** start of Material provided **
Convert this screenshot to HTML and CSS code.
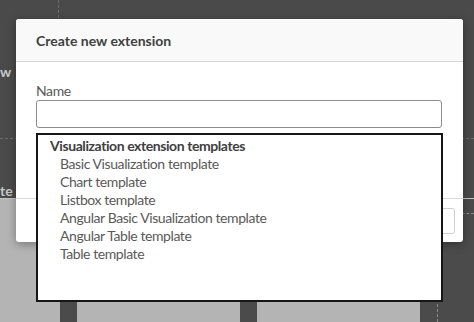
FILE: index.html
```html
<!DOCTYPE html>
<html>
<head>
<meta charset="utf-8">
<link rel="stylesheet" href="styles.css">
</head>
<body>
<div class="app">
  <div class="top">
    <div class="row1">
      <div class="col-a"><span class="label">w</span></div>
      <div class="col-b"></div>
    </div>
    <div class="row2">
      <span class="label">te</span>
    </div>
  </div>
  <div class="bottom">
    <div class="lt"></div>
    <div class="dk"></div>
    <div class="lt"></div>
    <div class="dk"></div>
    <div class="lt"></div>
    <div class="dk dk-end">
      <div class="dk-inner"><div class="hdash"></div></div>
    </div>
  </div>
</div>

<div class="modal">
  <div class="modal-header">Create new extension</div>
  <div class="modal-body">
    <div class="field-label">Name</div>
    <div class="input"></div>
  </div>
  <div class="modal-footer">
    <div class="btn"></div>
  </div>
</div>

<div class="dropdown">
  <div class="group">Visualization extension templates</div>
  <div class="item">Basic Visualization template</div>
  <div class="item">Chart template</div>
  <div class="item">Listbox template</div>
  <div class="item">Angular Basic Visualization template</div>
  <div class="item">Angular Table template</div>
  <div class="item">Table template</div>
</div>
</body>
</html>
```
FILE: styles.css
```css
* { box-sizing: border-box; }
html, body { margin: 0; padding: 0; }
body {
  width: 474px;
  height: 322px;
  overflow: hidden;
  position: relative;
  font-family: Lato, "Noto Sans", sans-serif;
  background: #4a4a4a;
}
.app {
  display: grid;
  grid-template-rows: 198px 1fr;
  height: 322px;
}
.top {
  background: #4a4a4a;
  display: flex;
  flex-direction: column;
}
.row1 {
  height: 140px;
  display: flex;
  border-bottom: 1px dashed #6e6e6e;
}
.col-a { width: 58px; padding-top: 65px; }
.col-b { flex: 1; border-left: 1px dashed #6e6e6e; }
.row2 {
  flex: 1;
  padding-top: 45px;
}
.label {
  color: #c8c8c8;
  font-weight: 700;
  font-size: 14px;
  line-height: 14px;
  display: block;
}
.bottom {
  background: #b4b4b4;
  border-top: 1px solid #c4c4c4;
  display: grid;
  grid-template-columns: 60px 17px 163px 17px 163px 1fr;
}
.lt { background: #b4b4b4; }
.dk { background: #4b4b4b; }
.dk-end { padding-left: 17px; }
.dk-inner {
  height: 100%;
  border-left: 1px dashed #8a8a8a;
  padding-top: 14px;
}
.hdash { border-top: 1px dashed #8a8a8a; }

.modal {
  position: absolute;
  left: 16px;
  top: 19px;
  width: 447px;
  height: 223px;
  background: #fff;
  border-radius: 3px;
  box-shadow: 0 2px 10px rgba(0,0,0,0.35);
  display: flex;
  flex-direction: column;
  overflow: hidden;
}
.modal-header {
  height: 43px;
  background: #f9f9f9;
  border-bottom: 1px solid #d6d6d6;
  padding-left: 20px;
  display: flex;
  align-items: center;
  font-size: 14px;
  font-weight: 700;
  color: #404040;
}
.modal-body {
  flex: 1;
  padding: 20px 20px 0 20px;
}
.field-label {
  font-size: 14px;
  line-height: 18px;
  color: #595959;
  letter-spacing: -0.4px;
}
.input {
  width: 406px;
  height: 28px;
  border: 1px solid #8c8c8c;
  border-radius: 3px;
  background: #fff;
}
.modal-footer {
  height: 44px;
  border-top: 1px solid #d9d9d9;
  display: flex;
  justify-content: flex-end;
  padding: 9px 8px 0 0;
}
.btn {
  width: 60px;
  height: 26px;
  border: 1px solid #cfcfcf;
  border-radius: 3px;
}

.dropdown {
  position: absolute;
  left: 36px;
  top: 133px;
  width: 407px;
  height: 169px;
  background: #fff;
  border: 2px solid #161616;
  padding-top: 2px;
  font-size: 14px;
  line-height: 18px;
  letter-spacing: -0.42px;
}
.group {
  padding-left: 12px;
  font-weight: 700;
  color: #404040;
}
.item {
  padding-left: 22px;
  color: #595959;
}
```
** end of Material provided **
- Instruction -
Set down the complete material exactly, but do not include the images.

- Response -
Convert this screenshot to HTML and CSS code.
FILE: index.html
```html
<!DOCTYPE html>
<html>
<head>
<meta charset="utf-8">
<link rel="stylesheet" href="styles.css">
</head>
<body>
<div class="app">
  <div class="top">
    <div class="row1">
      <div class="col-a"><span class="label">w</span></div>
      <div class="col-b"></div>
    </div>
    <div class="row2">
      <span class="label">te</span>
    </div>
  </div>
  <div class="bottom">
    <div class="lt"></div>
    <div class="dk"></div>
    <div class="lt"></div>
    <div class="dk"></div>
    <div class="lt"></div>
    <div class="dk dk-end">
      <div class="dk-inner"><div class="hdash"></div></div>
    </div>
  </div>
</div>

<div class="modal">
  <div class="modal-header">Create new extension</div>
  <div class="modal-body">
    <div class="field-label">Name</div>
    <div class="input"></div>
  </div>
  <div class="modal-footer">
    <div class="btn"></div>
  </div>
</div>

<div class="dropdown">
  <div class="group">Visualization extension templates</div>
  <div class="item">Basic Visualization template</div>
  <div class="item">Chart template</div>
  <div class="item">Listbox template</div>
  <div class="item">Angular Basic Visualization template</div>
  <div class="item">Angular Table template</div>
  <div class="item">Table template</div>
</div>
</body>
</html>
```
FILE: styles.css
```css
* { box-sizing: border-box; }
html, body { margin: 0; padding: 0; }
body {
  width: 474px;
  height: 322px;
  overflow: hidden;
  position: relative;
  font-family: Lato, "Noto Sans", sans-serif;
  background: #4a4a4a;
}
.app {
  display: grid;
  grid-template-rows: 198px 1fr;
  height: 322px;
}
.top {
  background: #4a4a4a;
  display: flex;
  flex-direction: column;
}
.row1 {
  height: 140px;
  display: flex;
  border-bottom: 1px dashed #6e6e6e;
}
.col-a { width: 58px; padding-top: 65px; }
.col-b { flex: 1; border-left: 1px dashed #6e6e6e; }
.row2 {
  flex: 1;
  padding-top: 45px;
}
.label {
  color: #c8c8c8;
  font-weight: 700;
  font-size: 14px;
  line-height: 14px;
  display: block;
}
.bottom {
  background: #b4b4b4;
  border-top: 1px solid #c4c4c4;
  display: grid;
  grid-template-columns: 60px 17px 163px 17px 163px 1fr;
}
.lt { background: #b4b4b4; }
.dk { background: #4b4b4b; }
.dk-end { padding-left: 17px; }
.dk-inner {
  height: 100%;
  border-left: 1px dashed #8a8a8a;
  padding-top: 14px;
}
.hdash { border-top: 1px dashed #8a8a8a; }

.modal {
  position: absolute;
  left: 16px;
  top: 19px;
  width: 447px;
  height: 223px;
  background: #fff;
  border-radius: 3px;
  box-shadow: 0 2px 10px rgba(0,0,0,0.35);
  display: flex;
  flex-direction: column;
  overflow: hidden;
}
.modal-header {
  height: 43px;
  background: #f9f9f9;
  border-bottom: 1px solid #d6d6d6;
  padding-left: 20px;
  display: flex;
  align-items: center;
  font-size: 14px;
  font-weight: 700;
  color: #404040;
}
.modal-body {
  flex: 1;
  padding: 20px 20px 0 20px;
}
.field-label {
  font-size: 14px;
  line-height: 18px;
  color: #595959;
  letter-spacing: -0.4px;
}
.input {
  width: 406px;
  height: 28px;
  border: 1px solid #8c8c8c;
  border-radius: 3px;
  background: #fff;
}
.modal-footer {
  height: 44px;
  border-top: 1px solid #d9d9d9;
  display: flex;
  justify-content: flex-end;
  padding: 9px 8px 0 0;
}
.btn {
  width: 60px;
  height: 26px;
  border: 1px solid #cfcfcf;
  border-radius: 3px;
}

.dropdown {
  position: absolute;
  left: 36px;
  top: 133px;
  width: 407px;
  height: 169px;
  background: #fff;
  border: 2px solid #161616;
  padding-top: 2px;
  font-size: 14px;
  line-height: 18px;
  letter-spacing: -0.42px;
}
.group {
  padding-left: 12px;
  font-weight: 700;
  color: #404040;
}
.item {
  padding-left: 22px;
  color: #595959;
}
```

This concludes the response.